Required work:
Transcribe all of the material below word for word and leave out its pictures.

Provided material:
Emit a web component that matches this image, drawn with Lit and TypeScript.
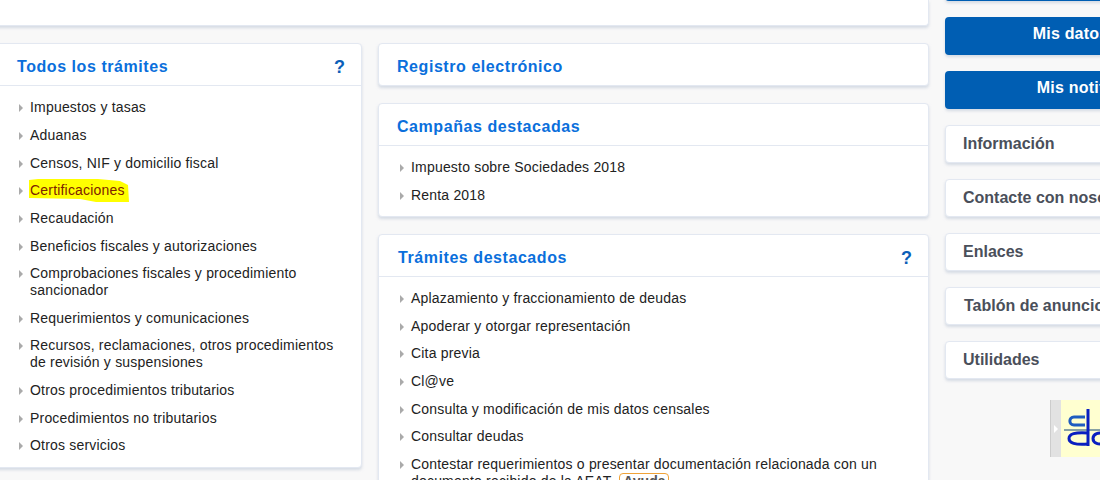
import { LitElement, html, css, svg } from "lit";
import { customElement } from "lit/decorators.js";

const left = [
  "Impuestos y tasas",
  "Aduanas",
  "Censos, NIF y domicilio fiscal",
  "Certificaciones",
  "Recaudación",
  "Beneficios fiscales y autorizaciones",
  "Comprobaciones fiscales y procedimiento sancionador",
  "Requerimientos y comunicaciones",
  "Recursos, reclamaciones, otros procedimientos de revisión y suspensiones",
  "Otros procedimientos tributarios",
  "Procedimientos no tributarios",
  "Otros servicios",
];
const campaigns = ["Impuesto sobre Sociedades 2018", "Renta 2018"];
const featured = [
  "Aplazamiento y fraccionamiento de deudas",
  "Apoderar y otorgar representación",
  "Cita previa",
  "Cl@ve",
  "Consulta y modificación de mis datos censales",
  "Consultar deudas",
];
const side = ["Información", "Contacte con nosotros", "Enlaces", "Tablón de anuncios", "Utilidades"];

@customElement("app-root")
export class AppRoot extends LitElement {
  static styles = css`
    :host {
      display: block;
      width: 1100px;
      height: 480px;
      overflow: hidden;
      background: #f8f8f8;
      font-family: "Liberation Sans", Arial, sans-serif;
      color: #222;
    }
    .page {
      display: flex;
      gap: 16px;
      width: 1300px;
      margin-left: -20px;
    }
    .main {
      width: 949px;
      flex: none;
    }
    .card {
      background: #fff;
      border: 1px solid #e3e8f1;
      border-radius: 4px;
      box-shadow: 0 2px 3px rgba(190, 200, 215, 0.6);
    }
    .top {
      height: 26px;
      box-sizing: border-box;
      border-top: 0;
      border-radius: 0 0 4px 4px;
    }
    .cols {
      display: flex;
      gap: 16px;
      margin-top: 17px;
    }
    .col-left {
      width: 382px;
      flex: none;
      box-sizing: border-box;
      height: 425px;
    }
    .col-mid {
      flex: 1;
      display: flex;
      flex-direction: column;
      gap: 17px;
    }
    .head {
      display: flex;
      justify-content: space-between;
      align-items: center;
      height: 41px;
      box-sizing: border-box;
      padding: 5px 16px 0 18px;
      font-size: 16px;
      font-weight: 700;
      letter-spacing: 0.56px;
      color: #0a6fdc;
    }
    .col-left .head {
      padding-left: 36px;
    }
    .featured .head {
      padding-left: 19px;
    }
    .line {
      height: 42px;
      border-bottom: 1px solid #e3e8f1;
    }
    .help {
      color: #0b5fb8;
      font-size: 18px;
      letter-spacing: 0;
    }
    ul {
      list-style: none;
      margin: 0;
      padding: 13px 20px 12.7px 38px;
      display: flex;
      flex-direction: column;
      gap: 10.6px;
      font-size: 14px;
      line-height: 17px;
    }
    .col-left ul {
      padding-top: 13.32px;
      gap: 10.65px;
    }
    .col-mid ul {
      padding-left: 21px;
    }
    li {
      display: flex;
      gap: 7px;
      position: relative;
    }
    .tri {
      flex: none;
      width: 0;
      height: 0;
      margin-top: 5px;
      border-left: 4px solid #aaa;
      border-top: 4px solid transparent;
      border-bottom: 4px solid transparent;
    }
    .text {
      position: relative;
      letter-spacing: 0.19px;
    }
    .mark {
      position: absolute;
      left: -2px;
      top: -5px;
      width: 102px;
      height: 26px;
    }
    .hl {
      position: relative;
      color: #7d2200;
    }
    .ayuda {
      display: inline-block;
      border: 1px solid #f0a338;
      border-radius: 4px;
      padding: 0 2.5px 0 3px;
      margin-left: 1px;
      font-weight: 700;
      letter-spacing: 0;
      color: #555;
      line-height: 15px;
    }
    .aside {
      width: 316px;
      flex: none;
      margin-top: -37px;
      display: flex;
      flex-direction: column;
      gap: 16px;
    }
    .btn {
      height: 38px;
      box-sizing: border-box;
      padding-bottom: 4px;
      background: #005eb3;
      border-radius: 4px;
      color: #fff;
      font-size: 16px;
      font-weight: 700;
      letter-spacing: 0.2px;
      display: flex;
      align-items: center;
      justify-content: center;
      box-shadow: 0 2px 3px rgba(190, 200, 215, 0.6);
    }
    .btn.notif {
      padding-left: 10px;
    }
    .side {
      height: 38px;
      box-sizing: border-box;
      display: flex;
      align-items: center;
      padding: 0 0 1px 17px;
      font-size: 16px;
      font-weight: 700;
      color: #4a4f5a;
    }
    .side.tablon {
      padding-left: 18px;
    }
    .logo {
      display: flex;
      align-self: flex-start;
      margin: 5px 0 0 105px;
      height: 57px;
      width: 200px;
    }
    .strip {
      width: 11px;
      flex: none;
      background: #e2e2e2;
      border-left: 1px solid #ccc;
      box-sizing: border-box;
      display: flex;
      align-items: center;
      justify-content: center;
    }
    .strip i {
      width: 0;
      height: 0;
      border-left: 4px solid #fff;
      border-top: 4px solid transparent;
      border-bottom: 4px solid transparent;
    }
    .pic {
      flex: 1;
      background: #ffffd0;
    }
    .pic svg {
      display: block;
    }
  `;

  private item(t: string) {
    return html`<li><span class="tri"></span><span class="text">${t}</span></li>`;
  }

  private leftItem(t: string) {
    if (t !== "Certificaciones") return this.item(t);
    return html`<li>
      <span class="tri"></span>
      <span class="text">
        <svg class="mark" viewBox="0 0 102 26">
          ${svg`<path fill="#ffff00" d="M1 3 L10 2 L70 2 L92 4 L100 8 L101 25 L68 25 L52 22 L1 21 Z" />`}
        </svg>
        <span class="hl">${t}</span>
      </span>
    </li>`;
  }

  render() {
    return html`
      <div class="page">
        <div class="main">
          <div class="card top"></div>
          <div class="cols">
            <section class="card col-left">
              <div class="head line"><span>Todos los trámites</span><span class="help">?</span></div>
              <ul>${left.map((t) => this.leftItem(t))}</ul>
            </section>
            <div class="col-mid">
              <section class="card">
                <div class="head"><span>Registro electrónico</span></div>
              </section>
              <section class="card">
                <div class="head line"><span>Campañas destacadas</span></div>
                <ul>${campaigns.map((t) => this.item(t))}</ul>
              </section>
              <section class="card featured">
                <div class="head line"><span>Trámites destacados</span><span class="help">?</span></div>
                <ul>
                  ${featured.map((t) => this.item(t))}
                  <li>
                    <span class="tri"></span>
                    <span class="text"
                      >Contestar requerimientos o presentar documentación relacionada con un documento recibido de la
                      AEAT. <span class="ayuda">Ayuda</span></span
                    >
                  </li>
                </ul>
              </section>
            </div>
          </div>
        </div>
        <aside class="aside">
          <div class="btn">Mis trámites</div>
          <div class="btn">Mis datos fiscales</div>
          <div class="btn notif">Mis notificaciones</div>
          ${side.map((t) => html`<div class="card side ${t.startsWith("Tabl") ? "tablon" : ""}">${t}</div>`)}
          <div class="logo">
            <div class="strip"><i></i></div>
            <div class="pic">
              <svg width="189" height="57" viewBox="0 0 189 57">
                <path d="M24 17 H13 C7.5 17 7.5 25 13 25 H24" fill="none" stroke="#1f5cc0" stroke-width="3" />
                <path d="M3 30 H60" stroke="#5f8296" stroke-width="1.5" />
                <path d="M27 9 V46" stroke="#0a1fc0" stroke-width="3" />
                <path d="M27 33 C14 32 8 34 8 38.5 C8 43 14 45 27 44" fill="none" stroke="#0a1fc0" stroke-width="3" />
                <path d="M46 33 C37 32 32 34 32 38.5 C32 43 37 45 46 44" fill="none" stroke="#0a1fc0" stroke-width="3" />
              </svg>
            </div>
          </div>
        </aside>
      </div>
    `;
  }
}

Expected answer:
Emit a web component that matches this image, drawn with Lit and TypeScript.
import { LitElement, html, css, svg } from "lit";
import { customElement } from "lit/decorators.js";

const left = [
  "Impuestos y tasas",
  "Aduanas",
  "Censos, NIF y domicilio fiscal",
  "Certificaciones",
  "Recaudación",
  "Beneficios fiscales y autorizaciones",
  "Comprobaciones fiscales y procedimiento sancionador",
  "Requerimientos y comunicaciones",
  "Recursos, reclamaciones, otros procedimientos de revisión y suspensiones",
  "Otros procedimientos tributarios",
  "Procedimientos no tributarios",
  "Otros servicios",
];
const campaigns = ["Impuesto sobre Sociedades 2018", "Renta 2018"];
const featured = [
  "Aplazamiento y fraccionamiento de deudas",
  "Apoderar y otorgar representación",
  "Cita previa",
  "Cl@ve",
  "Consulta y modificación de mis datos censales",
  "Consultar deudas",
];
const side = ["Información", "Contacte con nosotros", "Enlaces", "Tablón de anuncios", "Utilidades"];

@customElement("app-root")
export class AppRoot extends LitElement {
  static styles = css`
    :host {
      display: block;
      width: 1100px;
      height: 480px;
      overflow: hidden;
      background: #f8f8f8;
      font-family: "Liberation Sans", Arial, sans-serif;
      color: #222;
    }
    .page {
      display: flex;
      gap: 16px;
      width: 1300px;
      margin-left: -20px;
    }
    .main {
      width: 949px;
      flex: none;
    }
    .card {
      background: #fff;
      border: 1px solid #e3e8f1;
      border-radius: 4px;
      box-shadow: 0 2px 3px rgba(190, 200, 215, 0.6);
    }
    .top {
      height: 26px;
      box-sizing: border-box;
      border-top: 0;
      border-radius: 0 0 4px 4px;
    }
    .cols {
      display: flex;
      gap: 16px;
      margin-top: 17px;
    }
    .col-left {
      width: 382px;
      flex: none;
      box-sizing: border-box;
      height: 425px;
    }
    .col-mid {
      flex: 1;
      display: flex;
      flex-direction: column;
      gap: 17px;
    }
    .head {
      display: flex;
      justify-content: space-between;
      align-items: center;
      height: 41px;
      box-sizing: border-box;
      padding: 5px 16px 0 18px;
      font-size: 16px;
      font-weight: 700;
      letter-spacing: 0.56px;
      color: #0a6fdc;
    }
    .col-left .head {
      padding-left: 36px;
    }
    .featured .head {
      padding-left: 19px;
    }
    .line {
      height: 42px;
      border-bottom: 1px solid #e3e8f1;
    }
    .help {
      color: #0b5fb8;
      font-size: 18px;
      letter-spacing: 0;
    }
    ul {
      list-style: none;
      margin: 0;
      padding: 13px 20px 12.7px 38px;
      display: flex;
      flex-direction: column;
      gap: 10.6px;
      font-size: 14px;
      line-height: 17px;
    }
    .col-left ul {
      padding-top: 13.32px;
      gap: 10.65px;
    }
    .col-mid ul {
      padding-left: 21px;
    }
    li {
      display: flex;
      gap: 7px;
      position: relative;
    }
    .tri {
      flex: none;
      width: 0;
      height: 0;
      margin-top: 5px;
      border-left: 4px solid #aaa;
      border-top: 4px solid transparent;
      border-bottom: 4px solid transparent;
    }
    .text {
      position: relative;
      letter-spacing: 0.19px;
    }
    .mark {
      position: absolute;
      left: -2px;
      top: -5px;
      width: 102px;
      height: 26px;
    }
    .hl {
      position: relative;
      color: #7d2200;
    }
    .ayuda {
      display: inline-block;
      border: 1px solid #f0a338;
      border-radius: 4px;
      padding: 0 2.5px 0 3px;
      margin-left: 1px;
      font-weight: 700;
      letter-spacing: 0;
      color: #555;
      line-height: 15px;
    }
    .aside {
      width: 316px;
      flex: none;
      margin-top: -37px;
      display: flex;
      flex-direction: column;
      gap: 16px;
    }
    .btn {
      height: 38px;
      box-sizing: border-box;
      padding-bottom: 4px;
      background: #005eb3;
      border-radius: 4px;
      color: #fff;
      font-size: 16px;
      font-weight: 700;
      letter-spacing: 0.2px;
      display: flex;
      align-items: center;
      justify-content: center;
      box-shadow: 0 2px 3px rgba(190, 200, 215, 0.6);
    }
    .btn.notif {
      padding-left: 10px;
    }
    .side {
      height: 38px;
      box-sizing: border-box;
      display: flex;
      align-items: center;
      padding: 0 0 1px 17px;
      font-size: 16px;
      font-weight: 700;
      color: #4a4f5a;
    }
    .side.tablon {
      padding-left: 18px;
    }
    .logo {
      display: flex;
      align-self: flex-start;
      margin: 5px 0 0 105px;
      height: 57px;
      width: 200px;
    }
    .strip {
      width: 11px;
      flex: none;
      background: #e2e2e2;
      border-left: 1px solid #ccc;
      box-sizing: border-box;
      display: flex;
      align-items: center;
      justify-content: center;
    }
    .strip i {
      width: 0;
      height: 0;
      border-left: 4px solid #fff;
      border-top: 4px solid transparent;
      border-bottom: 4px solid transparent;
    }
    .pic {
      flex: 1;
      background: #ffffd0;
    }
    .pic svg {
      display: block;
    }
  `;

  private item(t: string) {
    return html`<li><span class="tri"></span><span class="text">${t}</span></li>`;
  }

  private leftItem(t: string) {
    if (t !== "Certificaciones") return this.item(t);
    return html`<li>
      <span class="tri"></span>
      <span class="text">
        <svg class="mark" viewBox="0 0 102 26">
          ${svg`<path fill="#ffff00" d="M1 3 L10 2 L70 2 L92 4 L100 8 L101 25 L68 25 L52 22 L1 21 Z" />`}
        </svg>
        <span class="hl">${t}</span>
      </span>
    </li>`;
  }

  render() {
    return html`
      <div class="page">
        <div class="main">
          <div class="card top"></div>
          <div class="cols">
            <section class="card col-left">
              <div class="head line"><span>Todos los trámites</span><span class="help">?</span></div>
              <ul>${left.map((t) => this.leftItem(t))}</ul>
            </section>
            <div class="col-mid">
              <section class="card">
                <div class="head"><span>Registro electrónico</span></div>
              </section>
              <section class="card">
                <div class="head line"><span>Campañas destacadas</span></div>
                <ul>${campaigns.map((t) => this.item(t))}</ul>
              </section>
              <section class="card featured">
                <div class="head line"><span>Trámites destacados</span><span class="help">?</span></div>
                <ul>
                  ${featured.map((t) => this.item(t))}
                  <li>
                    <span class="tri"></span>
                    <span class="text"
                      >Contestar requerimientos o presentar documentación relacionada con un documento recibido de la
                      AEAT. <span class="ayuda">Ayuda</span></span
                    >
                  </li>
                </ul>
              </section>
            </div>
          </div>
        </div>
        <aside class="aside">
          <div class="btn">Mis trámites</div>
          <div class="btn">Mis datos fiscales</div>
          <div class="btn notif">Mis notificaciones</div>
          ${side.map((t) => html`<div class="card side ${t.startsWith("Tabl") ? "tablon" : ""}">${t}</div>`)}
          <div class="logo">
            <div class="strip"><i></i></div>
            <div class="pic">
              <svg width="189" height="57" viewBox="0 0 189 57">
                <path d="M24 17 H13 C7.5 17 7.5 25 13 25 H24" fill="none" stroke="#1f5cc0" stroke-width="3" />
                <path d="M3 30 H60" stroke="#5f8296" stroke-width="1.5" />
                <path d="M27 9 V46" stroke="#0a1fc0" stroke-width="3" />
                <path d="M27 33 C14 32 8 34 8 38.5 C8 43 14 45 27 44" fill="none" stroke="#0a1fc0" stroke-width="3" />
                <path d="M46 33 C37 32 32 34 32 38.5 C32 43 37 45 46 44" fill="none" stroke="#0a1fc0" stroke-width="3" />
              </svg>
            </div>
          </div>
        </aside>
      </div>
    `;
  }
}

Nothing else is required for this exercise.